Soon to Be Graduates Feel Rumble in Their Chest at NHRA Nationals

Soon to Be Graduates Feel Rumble in Their Chest at NHRA Nationals

Soon to Be Graduates Feel Rumble in Their Chest at NHRA Nationals

Seven, out of the eight, students enrolled in the OSU Institute of Technology Pro-Tech capstone class got to experience the trip they have been waiting for and anticipating since the first day of college, the Dodge Mile-High NHRA Nationals Presented by Pennzoil at Bandimere Speedway in Morrison, Colorado this summer.

“I have been looking forward to this, it’s a well-anticipated part of completing the program,” said Mitchell Fulton, Pro-Tech student and soon to be graduate.

This annual tradition of attending the NHRA drag races began in 2004 with the first Pro-Tech graduating class and continues to be a milestone in completing the program.

Ryan Lasarsky, Pro-Tech instructor and event chaperone, said this trip is well-earned by each student who attends. Not all students get to go.

“They have to be on pace to graduate, have no incomplete or failed classes and be free of disciplinary issues throughout their time at OSUIT,” said Lasarsky. “It gives them something to look forward to over their two years and helps with motivation when they want to skip class now and then.”

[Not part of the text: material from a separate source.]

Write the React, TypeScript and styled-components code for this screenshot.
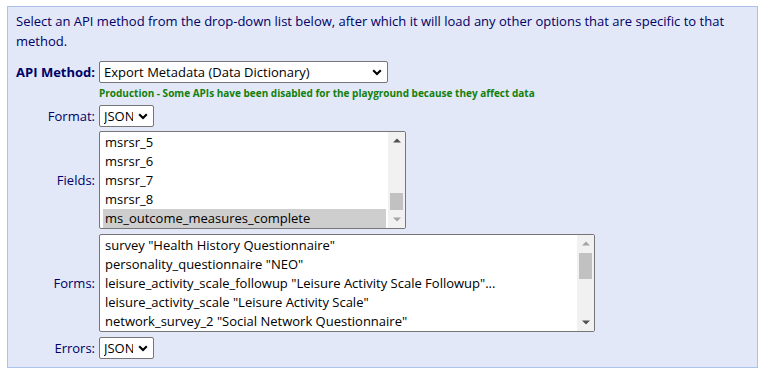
import React from "react";
import styled, { createGlobalStyle } from "styled-components";

const GlobalStyle = createGlobalStyle`
  body {
    margin: 0;
    background: #ffffff;
    font-family: "Open Sans", "DejaVu Sans", sans-serif;
  }
`;

const Panel = styled.div`
  box-sizing: border-box;
  margin: 6px 0 0 7px;
  width: 751px;
  height: 362px;
  padding: 5px 8px 0 7px;
  background: #e2e8f8;
  border: 1px solid #abc2ec;
  color: #000066;
  font-size: 13px;
`;

const Intro = styled.p`
  margin: 0 0 10px 1px;
  line-height: 19.5px;
  padding-right: 10px;
`;

const Form = styled.div`
  display: grid;
  grid-template-columns: 80px auto;
  column-gap: 4px;
  align-items: center;
`;

const Label = styled.div<{ $bold?: boolean; $gap?: number }>`
  display: flex;
  justify-content: flex-end;
  white-space: nowrap;
  font-weight: ${(p) => (p.$bold ? 700 : 400)};
  margin-top: ${(p) => p.$gap ?? 0}px;
`;

const Cell = styled.div<{ $gap?: number }>`
  display: flex;
  margin-top: ${(p) => p.$gap ?? 0}px;
`;

const SelectWrap = styled.div<{ $width: number }>`
  position: relative;
  width: ${(p) => p.$width}px;
  height: 22px;
`;

const Select = styled.select`
  appearance: none;
  box-sizing: border-box;
  width: 100%;
  height: 100%;
  margin: 0;
  padding: 0 20px 0 4px;
  border: 1px solid #767676;
  border-radius: 2px;
  background: #ffffff;
  color: #000000;
  font-family: "Open Sans", "DejaVu Sans", sans-serif;
  font-size: 13px;
`;

const Chevron = styled.svg`
  position: absolute;
  right: 6px;
  top: 8px;
  pointer-events: none;
`;

const Note = styled.div`
  color: #12800c;
  font-weight: 700;
  font-size: 10px;
  line-height: 14px;
  margin-top: 3px;
`;

const ListBox = styled.div<{ $width: number }>`
  box-sizing: border-box;
  display: flex;
  width: ${(p) => p.$width}px;
  height: 98px;
  border: 1px solid #767676;
  border-radius: 2px;
  background: #ffffff;
  overflow: hidden;
`;

const Options = styled.div`
  flex: 1;
  padding: 1px 2px 0 3px;
  min-width: 0;
`;

const Option = styled.div<{ $selected?: boolean }>`
  height: 19px;
  line-height: 19px;
  padding: 0 2px;
  color: #000000;
  white-space: nowrap;
  overflow: hidden;
  background: ${(p) => (p.$selected ? "#cecece" : "transparent")};
`;

const Scrollbar = styled.div`
  display: flex;
  flex-direction: column;
  width: 17px;
  background: #f1f1f1;
`;

const ArrowBtn = styled.div`
  height: 17px;
  display: flex;
  align-items: center;
  justify-content: center;
`;

const Track = styled.div`
  flex: 1;
  position: relative;
`;

const Thumb = styled.div`
  position: absolute;
  left: 2px;
  right: 2px;
  background: #c1c1c1;
`;

const Arrow: React.FC<{ up?: boolean; disabled?: boolean }> = ({ up, disabled }) => (
  <ArrowBtn>
    <svg width="8" height="5" viewBox="0 0 8 5">
      <polygon
        points={up ? "0,4.5 8,4.5 4,0.5" : "0,0.5 8,0.5 4,4.5"}
        fill={disabled ? "#a3a3a3" : "#505050"}
      />
    </svg>
  </ArrowBtn>
);

const Dropdown: React.FC<{ width: number; value: string; options: string[] }> = ({
  width,
  value,
  options,
}) => (
  <SelectWrap $width={width}>
    <Select defaultValue={value}>
      {options.map((o) => (
        <option key={o}>{o}</option>
      ))}
    </Select>
    <Chevron width="10" height="7" viewBox="0 0 10 7">
      <path d="M1.2 1.2 L5 5 L8.8 1.2" fill="none" stroke="#000" strokeWidth="2.1" />
    </Chevron>
  </SelectWrap>
);

const List: React.FC<{
  width: number;
  items: string[];
  selected?: number;
  thumbTop: number;
  thumbHeight: number;
  atTop?: boolean;
  atBottom?: boolean;
}> = ({ width, items, selected, thumbTop, thumbHeight, atTop, atBottom }) => (
  <ListBox $width={width}>
    <Options>
      {items.map((it, i) => (
        <Option key={it} $selected={i === selected}>
          {it}
        </Option>
      ))}
    </Options>
    <Scrollbar>
      <Arrow up disabled={atTop} />
      <Track>
        <Thumb style={{ top: thumbTop, height: thumbHeight }} />
      </Track>
      <Arrow disabled={atBottom} />
    </Scrollbar>
  </ListBox>
);

const fields = ["msrsr_5", "msrsr_6", "msrsr_7", "msrsr_8", "ms_outcome_measures_complete"];

const forms = [
  'survey "Health History Questionnaire"',
  'personality_questionnaire "NEO"',
  'leisure_activity_scale_followup "Leisure Activity Scale Followup"...',
  'leisure_activity_scale "Leisure Activity Scale"',
  'network_survey_2 "Social Network Questionnaire"',
];

export default function App() {
  return (
    <>
      <GlobalStyle />
      <Panel>
        <Intro>
          Select an API method from the drop-down list below, after which it will load any other options that
          are specific to that method.
        </Intro>
        <Form>
          <Label $bold>API Method:</Label>
          <Cell>
            <Dropdown
              width={289}
              value="Export Metadata (Data Dictionary)"
              options={["Export Metadata (Data Dictionary)", "Export Records", "Export Instruments"]}
            />
          </Cell>
          <div />
          <Note>Production - Some APIs have been disabled for the playground because they affect data</Note>
          <Label $gap={5}>Format:</Label>
          <Cell $gap={5}>
            <Dropdown width={55} value="JSON" options={["JSON", "CSV", "XML"]} />
          </Cell>
          <Label $gap={4}>Fields:</Label>
          <Cell $gap={4}>
            <List width={307} items={fields} selected={4} thumbTop={44} thumbHeight={17} atBottom />
          </Cell>
          <Label $gap={5}>Forms:</Label>
          <Cell $gap={5}>
            <List width={496} items={forms} thumbTop={1} thumbHeight={26} atTop />
          </Cell>
          <Label $gap={5}>Errors:</Label>
          <Cell $gap={5}>
            <Dropdown width={55} value="JSON" options={["JSON", "CSV", "XML"]} />
          </Cell>
        </Form>
      </Panel>
    </>
  );
}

Jarod “WeeMan” Hile, Pro-Tech student, said it makes it worth keeping your head in the game. 

In addition to the rewarding portion of the trip, the main purpose of attending the races is to expose students to a different side of the automotive industry, the performance side, and introduce different career possibilities in the industry.

The students had special VIP passes in the NAPA tent where they had the opportunity to sit right next to where they were rebuilding the engines after each race.

“My favorite part was getting to see people break down and rebuild an engine in 30 minutes,” said Ronaldo Huizar. “In a typical shop setting that may take two to three days to complete.”

Josh Smith, Pro-Tech student, said this experience allowed him to see what he has learned, but on a much larger scale. 

“These cars are going 300 mph and break after one run,” said Smith. “Your typical passenger car, which is what we learn on, definitely doesn’t blow up after you drive it once.”

Lasarsky said the race cars incorporate every automotive area in the curriculum and reinforce what the students have been learning at an extreme level. “The students learn about engines and engine theory in the program, those same concepts are the same in drag racing except that some of those cars have 11,000 horsepower!”

He said this trip also shows the growth of the students throughout the two years. “For example, you have students who come into the program with very limited automotive and mechanical knowledge and on the trip, those same students are having intelligent conversations with each other, crew members and drivers about pretty high-level topics,” said Lasarsky. “It shows the instructors and themselves how far they have come in their understanding and abilities.”

The instructors also get a chance to network and build industry connections that in turn benefit the program. Lasarsky and Western Equipment Dealers Association instructor Terry Killman attended this year.

“We’ve had parts and components donated through connections we had made at the races which have made our program better,” said Lasarsky. 

Fulton said he enjoyed the camaraderie with his classmates and instructors. “It gave us a chance to connect in ways outside of the classroom.”

Each student had their takeaways from the event, including used parts from the cars. The tradition will continue with the next graduating class.